Directive – Retype word for word the first line of the listing and each line after it up to the line with "import clsx from 'clsx';", with the pictures taken out.

Source material –
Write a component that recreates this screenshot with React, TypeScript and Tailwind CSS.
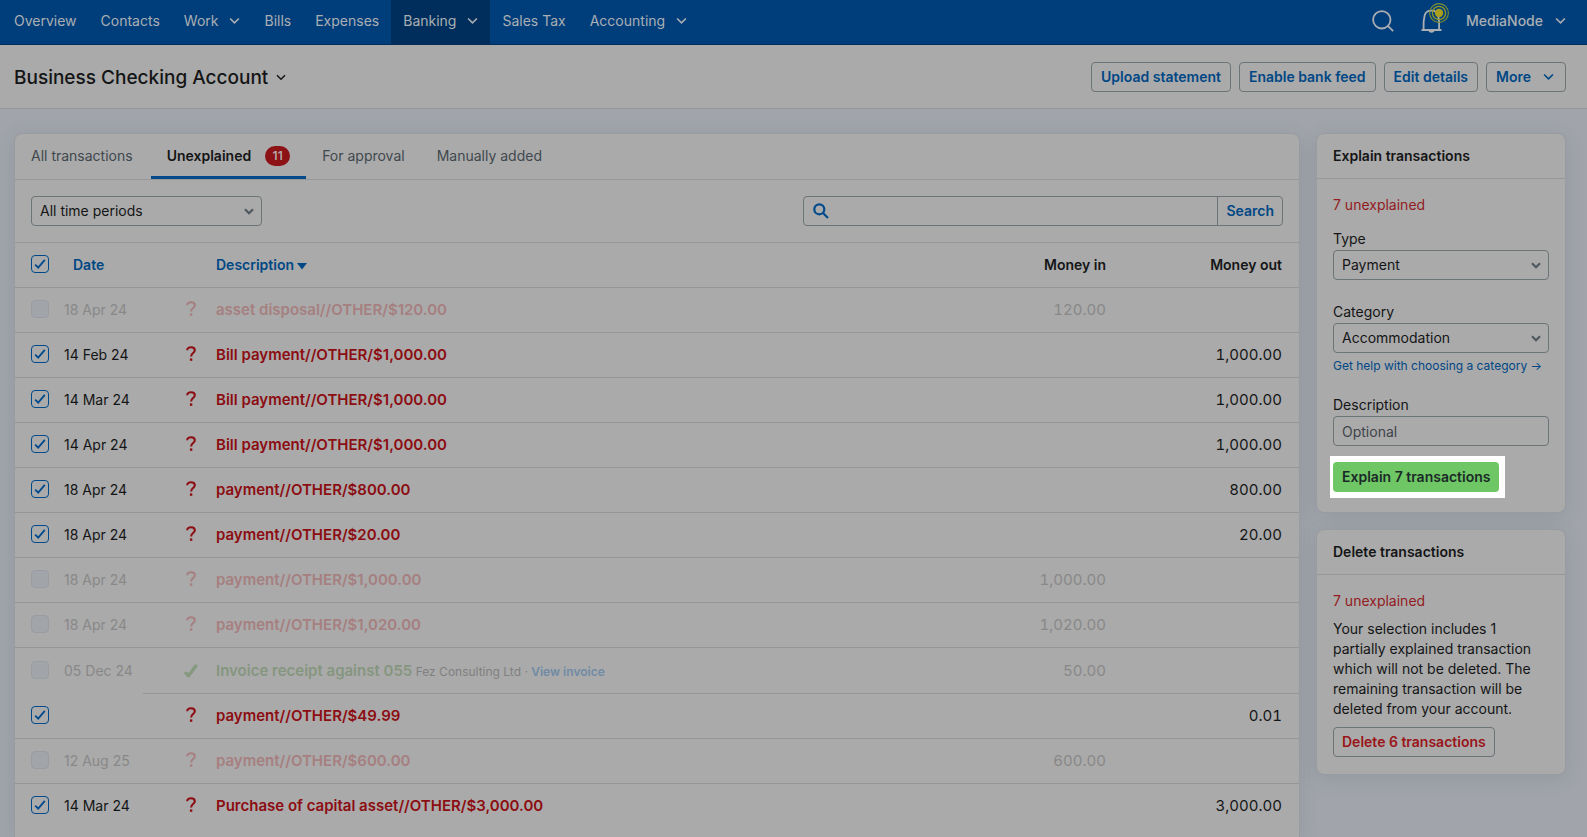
import React from 'react';
import clsx from 'clsx';

interface Transaction {
    id: number;
    date: string;
    title: string;
    moneyIn?: string;
    moneyOut?: string;
    selected?: boolean;
    explained?: boolean;
    contact?: string;
    partial?: boolean;
}

const navItems = [
    { label: 'Overview' },
    { label: 'Contacts' },
    { label: 'Work', menu: true },
    { label: 'Bills' },
    { label: 'Expenses' },
    { label: 'Banking', menu: true, active: true },
    { label: 'Sales Tax' },
    { label: 'Accounting', menu: true },
];

const transactions: Transaction[] = [
    { id: 1, date: '18 Apr 24', title: 'asset disposal//OTHER/$120.00', moneyIn: '120.00' },
    { id: 2, date: '14 Feb 24', title: 'Bill payment//OTHER/$1,000.00', moneyOut: '1,000.00', selected: true },
    { id: 3, date: '14 Mar 24', title: 'Bill payment//OTHER/$1,000.00', moneyOut: '1,000.00', selected: true },
    { id: 4, date: '14 Apr 24', title: 'Bill payment//OTHER/$1,000.00', moneyOut: '1,000.00', selected: true },
    { id: 5, date: '18 Apr 24', title: 'payment//OTHER/$800.00', moneyOut: '800.00', selected: true },
    { id: 6, date: '18 Apr 24', title: 'payment//OTHER/$20.00', moneyOut: '20.00', selected: true },
    { id: 7, date: '18 Apr 24', title: 'payment//OTHER/$1,000.00', moneyIn: '1,000.00' },
    { id: 8, date: '18 Apr 24', title: 'payment//OTHER/$1,020.00', moneyIn: '1,020.00' },
    { id: 9, date: '05 Dec 24', title: 'Invoice receipt against 055', moneyIn: '50.00', explained: true, contact: 'Fez Consulting Ltd' },
    { id: 10, date: '', title: 'payment//OTHER/$49.99', moneyOut: '0.01', selected: true, partial: true },
    { id: 11, date: '12 Aug 25', title: 'payment//OTHER/$600.00', moneyIn: '600.00' },
    { id: 12, date: '14 Mar 24', title: 'Purchase of capital asset//OTHER/$3,000.00', moneyOut: '3,000.00', selected: true },
];

function Chevron({ className }: { className?: string }) {
    return (
        <svg viewBox="0 0 12 8" fill="none" stroke="currentColor" strokeWidth="1.8" className={clsx('shrink-0', className || 'h-2 w-3')} aria-hidden="true">
            <path d="M1.2 1.3 6 6.1l4.8-4.8" />
        </svg>
    );
}

function CheckBox({ label, checked, disabled }: { label: string; checked?: boolean; disabled?: boolean }) {
    return (
        <span className="mb-0.5 grid w-[18px] place-items-center">
            <input
                type="checkbox"
                aria-label={label}
                defaultChecked={checked}
                disabled={disabled}
                className="peer col-start-1 row-start-1 h-[18px] w-[18px] appearance-none rounded border border-[#004a8c] disabled:border-[#999da2] disabled:bg-[#a1a4a8]"
            />
            <svg viewBox="0 0 12 12" fill="none" stroke="#004a8c" strokeWidth="1.8" className="pointer-events-none col-start-1 row-start-1 hidden h-3 w-3 peer-checked:block" aria-hidden="true">
                <path d="M1.2 6.6 4.2 9.6 10.8 1.8" />
            </svg>
        </span>
    );
}

function Select({ id, value, label }: { id: string; value: string; label?: string }) {
    return (
        <span className="grid items-center">
            <select id={id} aria-label={label} className="col-start-1 row-start-1 h-[30px] w-full appearance-none rounded border border-[#6d7478] bg-transparent px-2 text-[#141516]">
                <option>{value}</option>
            </select>
            <svg viewBox="0 0 10 7" fill="none" stroke="#4f595f" strokeWidth="2.2" className="pointer-events-none col-start-1 row-start-1 mr-2 h-[7px] w-2.5 justify-self-end" aria-hidden="true">
                <path d="M1 1.2 5 5.2l4-4" />
            </svg>
        </span>
    );
}

function Button({ children, className }: { children: React.ReactNode; className?: string }) {
    return (
        <button type="button" className={clsx('flex h-[30px] items-center rounded border border-[#6d7478] font-semibold whitespace-nowrap', className || 'px-[9px] text-[#004785]')}>
            {children}
        </button>
    );
}

function Panel({ title, children }: { title: string; children: React.ReactNode }) {
    return (
        <section className="rounded-lg border border-[#989ba0] bg-[#aaaaaa] shadow-[0_4px_20px_rgba(40,60,90,0.12)]">
            <h2 className="flex h-[45px] items-center border-b border-[#97989a] px-4 font-semibold">{title}</h2>
            <div className="px-4 pt-4 pb-[17px]">{children}</div>
        </section>
    );
}

function TransactionRow({ item }: { item: Transaction }) {
    const border = 'border-t border-[#959697]';
    return (
        <tr className={clsx('text-[15px]', item.contact ? 'h-[46px]' : 'h-[45px]', item.selected ? 'text-[#141516]' : 'text-[#888888]')}>
            <td className={clsx('pl-4', !item.partial && border)}>
                <CheckBox label={'Select ' + item.title} checked={item.selected} disabled={!item.selected} />
            </td>
            <td className={clsx('text-sm whitespace-nowrap', !item.partial && border)}>{item.date}</td>
            <td className={border}>
                {item.explained ? (
                    <svg viewBox="0 0 14 14" fill="none" stroke="#85997f" strokeWidth="3.4" strokeLinecap="round" strokeLinejoin="round" className="ml-[41px] h-[14px] w-[14px]" aria-label="Explained">
                        <path d="M2 9.2 4.6 11.8 11.8 2" />
                    </svg>
                ) : (
                    <svg viewBox="0 0 10 15" fill="none" stroke={item.selected ? '#8c0d12' : '#a67f80'} strokeWidth="2.1" className="ml-[43px] mb-1 h-[15px] w-2.5" aria-label="Unexplained">
                        <path d="M1.2 4.2C1.2 2.3 2.8 1.2 5 1.2s3.8 1.1 3.8 3c0 2.9-3.7 2.7-3.7 6.2" />
                        <path d="M3.9 13.6h2.4" strokeWidth="2.4" />
                    </svg>
                )}
            </td>
            <td className={clsx('font-semibold', border, item.explained ? 'text-[#85967f]' : item.selected ? 'text-[#8c0d12]' : 'text-[#a67f80]')}>
                {item.title}
                {item.contact && (
                    <span className="text-xs font-normal text-[#808080]">
                        {' '}{item.contact} · <a href="#invoice" className="font-semibold text-[#708aa5]">View invoice</a>
                    </span>
                )}
            </td>
            <td className={clsx('text-right tabular-nums', border)}>{item.moneyIn}</td>
            <td className={clsx('pr-[17px] text-right tabular-nums', border)}>{item.moneyOut}</td>
        </tr>
    );
}

function TopBar() {
    return (
        <header className="flex h-[45px] items-stretch border-b border-[#002c57] bg-[#003e7b] pr-[21px] pl-0.5 text-[#aaaeb3]">
            <nav className="flex flex-1 items-stretch">
                {navItems.map((item) => (
                    <a key={item.label} href="#nav" className={clsx('flex items-center gap-[11px] px-3 pb-0.5', item.active && 'bg-[#002e5c]')}>
                        {item.label}
                        {item.menu && <Chevron className="h-2 w-[11px]" />}
                    </a>
                ))}
            </nav>
            <div className="flex items-center">
                <button type="button" aria-label="Search" className="mr-[27px] pb-0.5">
                    <svg viewBox="0 0 22 22" fill="none" stroke="currentColor" strokeWidth="1.8" className="h-[22px] w-[22px]">
                        <circle cx="9.8" cy="9.8" r="8.7" />
                        <path d="m15.8 15.8 5.4 5.4" />
                    </svg>
                </button>
                <button type="button" aria-label="Notifications" className="mr-[17px]">
                    <svg viewBox="0 0 28 32" fill="none" className="h-8 w-7 overflow-visible">
                        <path d="M0.5 24H20.5M2.6 24v-8.4l1-6C4.3 6.400 6.500 4.600 10.300 4.600s6.300 1.800 6.900 5l.9 6V24" stroke="currentColor" strokeWidth="1.8" />
                        <path d="M7.400 24.600h6.200c-.4 1.600-1.500 2.200-3.100 2.200s-2.700-.6-3.100-2.200Z" fill="currentColor" />
                        <circle cx="18" cy="7" r="9.400" stroke="#7f8f32" strokeWidth="1.1" />
                        <circle cx="18" cy="7" r="6.600" stroke="#8f9928" strokeWidth="1.3" />
                        <circle cx="18" cy="7" r="4.200" fill="#aa9f1c" />
                    </svg>
                </button>
                <button type="button" className="flex items-center gap-3 pb-0.5 font-medium">
                    MediaNode
                    <Chevron className="h-2 w-[11px]" />
                </button>
            </div>
        </header>
    );
}

export default function App() {
    return (
        <div className="flex min-h-screen flex-col bg-[#a1a5ab] font-['Inter',sans-serif] text-sm leading-5 text-[#141516]">
            <TopBar />

            <div className="flex h-16 items-center justify-between border-b border-[#949699] bg-[#aaaaaa] pr-[21px] pl-[14px]">
                <h1 className="flex items-center gap-2 pt-0.5 text-[19px] font-medium">
                    Business Checking Account
                    <Chevron className="h-[7px] w-2.5" />
                </h1>
                <div className="flex gap-2">
                    <Button>Upload statement</Button>
                    <Button>Enable bank feed</Button>
                    <Button>Edit details</Button>
                    <Button>
                        <span className="mr-3">More</span>
                        <Chevron className="mr-0.5 h-2 w-[11px]" />
                    </Button>
                </div>
            </div>

            <div className="flex flex-1 gap-4 pt-6 pr-[21px] pl-[14px]">
                <main className="min-w-0 flex-1 rounded-t-lg border border-b-0 border-[#989ba0] bg-[#aaaaaa] shadow-[0_4px_20px_rgba(40,60,90,0.12)]">
                    <nav className="flex h-[46px] border-b border-[#97989a] text-[#40484e]">
                        <a href="#all" className="flex items-center pr-[18px] pb-0.5 pl-4">All transactions</a>
                        <a href="#unexplained" className="flex items-center gap-[14px] border-b-[3px] border-[#004a8c] px-4 pt-px font-semibold text-[#141516]">
                            Unexplained
                            <span className="flex h-5 w-[25px] items-center justify-center rounded-full bg-[#8c1216] text-xs text-[#b4a8a8]">11</span>
                        </a>
                        <a href="#approval" className="flex items-center px-4 pb-0.5">For approval</a>
                        <a href="#manual" className="flex items-center px-4 pb-0.5">Manually added</a>
                    </nav>

                    <div className="flex items-center justify-between border-b border-[#97989a] p-4">
                        <div className="w-[231px]">
                            <Select id="period" label="Time period" value="All time periods" />
                        </div>
                        <form className="flex h-[30px] w-[480px] items-center rounded border border-[#6d7478]">
                            <svg viewBox="0 0 16 16" fill="none" stroke="#004a8c" strokeWidth="2.2" className="ml-[9px] h-4 w-4 shrink-0" aria-hidden="true">
                                <circle cx="6.3" cy="6.3" r="5" />
                                <path d="m10 10 5 5" />
                            </svg>
                            <input type="search" aria-label="Search transactions" className="h-full min-w-0 flex-1 bg-transparent px-2 outline-none" />
                            <button type="button" className="h-full border-l border-[#6d7478] px-2 font-semibold text-[#004785]">Search</button>
                        </form>
                    </div>

                    <table className="w-full table-fixed border-separate border-spacing-0">
                        <thead>
                            <tr className="h-[44px] text-left">
                                <th className="w-[49px] pl-4"><CheckBox label="Select all" checked /></th>
                                <th className="w-[79px] pl-[9px] font-semibold"><a href="#date" className="text-[#004785]">Date</a></th>
                                <th className="w-[73px]"></th>
                                <th className="font-semibold">
                                    <a href="#description" className="flex items-center gap-[3px] text-[#004785]">
                                        Description
                                        <svg viewBox="0 0 10 7" fill="currentColor" className="mt-[3px] h-[7px] w-2.5" aria-hidden="true"><path d="M0 0h10L5 6.6Z" /></svg>
                                    </a>
                                </th>
                                <th className="w-[140px] text-right font-semibold">Money in</th>
                                <th className="w-[193px] pr-[17px] text-right font-semibold">Money out</th>
                            </tr>
                        </thead>
                        <tbody>
                            {transactions.map((item) => (
                                <TransactionRow key={item.id} item={item} />
                            ))}
                        </tbody>
                    </table>
                </main>

                <aside className="flex w-[250px] shrink-0 flex-col gap-4">
                    <Panel title="Explain transactions">
                        <p className="text-[#931a1f]">7 unexplained</p>
                        <div className="mt-[14px]">
                            <label htmlFor="type" className="mb-px block">Type</label>
                            <Select id="type" value="Payment" />
                        </div>
                        <div className="mt-[22px]">
                            <label htmlFor="category" className="mb-px block">Category</label>
                            <Select id="category" value="Accommodation" />
                            <a href="#help" className="mt-[3px] block text-xs leading-5 whitespace-nowrap text-[#004785]">Get help with choosing a category →</a>
                        </div>
                        <div className="mt-[19px]">
                            <label htmlFor="description" className="mb-px block">Description</label>
                            <input id="description" type="text" placeholder="Optional" className="block h-[30px] w-full rounded border border-[#6d7478] bg-transparent px-2 placeholder:text-[#40444a]" />
                        </div>
                        {/* spotlight around the primary action */}
                        <div className="mt-[10px] -mb-[3px] -ml-[3px] w-fit bg-white py-1.5 pr-1.5 pl-[3px]">
                            <button type="button" className="block h-[30px] rounded bg-[#6ec664] px-[9px] font-semibold whitespace-nowrap text-[#1b2a28]">Explain 7 transactions</button>
                        </div>
                    </Panel>

                    <Panel title="Delete transactions">
                        <p className="text-[#931a1f]">7 unexplained</p>
                        <p className="mt-2 mb-2">
                            Your selection includes 1 partially explained transaction which will not be deleted. The remaining transaction will be deleted from your account.
                        </p>
                        <Button className="px-2 text-[#9a1418]">Delete 6 transactions</Button>
                    </Panel>
                </aside>
            </div>
        </div>
    );
}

Response –
Write a component that recreates this screenshot with React, TypeScript and Tailwind CSS.
import React from 'react';
import clsx from 'clsx';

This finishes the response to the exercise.